Australians have seen a huge increase in telehealth consults since the outbreak of COVID-19 after University of Queensland researchers crunched the numbers from Medicare.
In total, 1.1 million telehealth consultations were delivered in March with more than 56,000 mental health services given by phone or video conference.
The launch of reporting Medicare’s telehealth activity provides information on how people use Medicare-funded telehealth appointments to access general practice, allied health, psychiatry and nursing consults.
Director said researchers have turned raw Medicare data into easy-to-understand information for busy health professionals, the general public, government, health service researchers and health insurance agencies.
The new webpage includes graphs and infographics to distinguish between usual in-person consultations and appointments conducted via video or telephone.
“This data will improve our understanding of how telehealth is adopted around the country, particularly during health crises,” Professor Smith said.
“The current pandemic has accelerated the use of telehealth in Australia and the world.
“Telehealth has demonstrated that certain services can be easily dealt with by telephone or videoconference.”
Data shows there was a 10-fold increase in telehealth specialist consultations, rising from 16,000 to 161,000 in March.
Of those, 91 per cent of consultations were delivered by phone and the remainder in video consultations.
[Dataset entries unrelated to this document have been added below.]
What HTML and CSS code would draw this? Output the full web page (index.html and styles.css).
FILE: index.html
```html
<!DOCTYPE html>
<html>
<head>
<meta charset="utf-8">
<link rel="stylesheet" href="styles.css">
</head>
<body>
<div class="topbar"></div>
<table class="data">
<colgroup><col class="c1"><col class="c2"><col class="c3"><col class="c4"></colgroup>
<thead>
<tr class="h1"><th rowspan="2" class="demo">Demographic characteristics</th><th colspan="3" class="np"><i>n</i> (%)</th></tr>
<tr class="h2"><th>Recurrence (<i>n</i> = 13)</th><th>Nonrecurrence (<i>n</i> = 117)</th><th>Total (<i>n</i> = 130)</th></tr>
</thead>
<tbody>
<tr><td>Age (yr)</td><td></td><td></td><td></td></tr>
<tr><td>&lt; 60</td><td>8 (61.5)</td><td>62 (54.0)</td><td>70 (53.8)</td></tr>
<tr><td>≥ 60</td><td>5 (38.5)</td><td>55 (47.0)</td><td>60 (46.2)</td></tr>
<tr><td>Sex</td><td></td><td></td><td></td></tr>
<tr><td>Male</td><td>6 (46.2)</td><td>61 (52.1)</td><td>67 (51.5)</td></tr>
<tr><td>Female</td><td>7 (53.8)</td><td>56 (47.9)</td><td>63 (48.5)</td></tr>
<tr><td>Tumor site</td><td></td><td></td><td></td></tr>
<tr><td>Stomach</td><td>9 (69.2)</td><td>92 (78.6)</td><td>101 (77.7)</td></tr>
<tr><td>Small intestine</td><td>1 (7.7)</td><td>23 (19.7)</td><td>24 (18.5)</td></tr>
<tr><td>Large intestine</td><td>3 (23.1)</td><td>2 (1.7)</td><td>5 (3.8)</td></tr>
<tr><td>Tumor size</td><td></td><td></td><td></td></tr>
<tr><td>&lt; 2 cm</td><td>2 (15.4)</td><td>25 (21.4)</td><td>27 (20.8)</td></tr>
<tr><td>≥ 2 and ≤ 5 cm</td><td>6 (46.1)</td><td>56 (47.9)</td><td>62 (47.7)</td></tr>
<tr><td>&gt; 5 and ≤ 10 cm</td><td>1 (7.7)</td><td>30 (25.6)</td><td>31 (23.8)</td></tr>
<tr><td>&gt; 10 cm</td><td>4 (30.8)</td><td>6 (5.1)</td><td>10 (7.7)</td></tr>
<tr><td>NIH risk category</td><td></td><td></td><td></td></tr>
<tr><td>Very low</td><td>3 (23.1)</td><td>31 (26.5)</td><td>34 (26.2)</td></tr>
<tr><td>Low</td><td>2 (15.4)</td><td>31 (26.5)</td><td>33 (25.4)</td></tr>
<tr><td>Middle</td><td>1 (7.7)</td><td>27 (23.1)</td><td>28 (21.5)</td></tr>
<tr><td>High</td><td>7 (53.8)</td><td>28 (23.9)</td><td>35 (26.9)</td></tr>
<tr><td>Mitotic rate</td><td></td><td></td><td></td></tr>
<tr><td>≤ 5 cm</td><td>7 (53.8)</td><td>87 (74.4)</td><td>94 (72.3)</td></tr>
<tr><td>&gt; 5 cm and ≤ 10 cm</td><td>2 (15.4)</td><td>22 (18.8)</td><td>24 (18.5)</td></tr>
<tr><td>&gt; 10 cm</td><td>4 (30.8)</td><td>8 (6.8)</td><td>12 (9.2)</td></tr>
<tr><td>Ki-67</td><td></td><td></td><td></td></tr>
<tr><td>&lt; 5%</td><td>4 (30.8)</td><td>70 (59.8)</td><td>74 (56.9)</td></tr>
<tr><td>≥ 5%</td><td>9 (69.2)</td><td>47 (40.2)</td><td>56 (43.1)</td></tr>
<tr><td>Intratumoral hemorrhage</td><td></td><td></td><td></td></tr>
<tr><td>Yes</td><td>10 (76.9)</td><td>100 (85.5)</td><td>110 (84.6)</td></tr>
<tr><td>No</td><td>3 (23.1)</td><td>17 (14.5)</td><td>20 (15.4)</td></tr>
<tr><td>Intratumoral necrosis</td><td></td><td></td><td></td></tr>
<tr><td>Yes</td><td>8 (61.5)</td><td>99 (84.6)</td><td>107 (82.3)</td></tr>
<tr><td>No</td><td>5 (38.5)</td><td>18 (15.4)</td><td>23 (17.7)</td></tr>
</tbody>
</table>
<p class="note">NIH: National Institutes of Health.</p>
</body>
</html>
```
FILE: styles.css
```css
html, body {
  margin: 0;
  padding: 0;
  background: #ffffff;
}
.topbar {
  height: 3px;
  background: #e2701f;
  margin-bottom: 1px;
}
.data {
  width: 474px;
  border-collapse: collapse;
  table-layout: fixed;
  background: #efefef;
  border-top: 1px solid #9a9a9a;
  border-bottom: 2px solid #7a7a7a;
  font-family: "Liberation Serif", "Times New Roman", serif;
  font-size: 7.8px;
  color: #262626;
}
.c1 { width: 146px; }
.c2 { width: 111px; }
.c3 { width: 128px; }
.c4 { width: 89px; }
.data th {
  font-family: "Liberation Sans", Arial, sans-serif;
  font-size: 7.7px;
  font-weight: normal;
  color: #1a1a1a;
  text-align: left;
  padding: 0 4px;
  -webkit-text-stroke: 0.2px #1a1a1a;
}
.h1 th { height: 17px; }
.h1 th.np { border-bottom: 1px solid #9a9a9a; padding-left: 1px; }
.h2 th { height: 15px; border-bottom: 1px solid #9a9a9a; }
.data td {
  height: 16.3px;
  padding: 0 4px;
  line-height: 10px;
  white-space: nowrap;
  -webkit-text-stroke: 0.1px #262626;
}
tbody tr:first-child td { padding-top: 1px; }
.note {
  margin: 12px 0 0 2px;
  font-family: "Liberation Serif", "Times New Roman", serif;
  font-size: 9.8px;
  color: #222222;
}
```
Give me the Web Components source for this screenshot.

Professor Smith said telehealth is the way of the future because it provides convenient and timely access to health care.
“We can reach people who are unable to travel or live in remote areas, as well as triage cases to determine if a face-to-face appointment is required,” he said.
The webpage will enable Australia to plan for routine use of telehealth in our health system going forward.
“Our focus now is to ensure the right systems are in place for telehealth to become sustainable long-term in conjunction with in-person consultations,” Professor Smith said.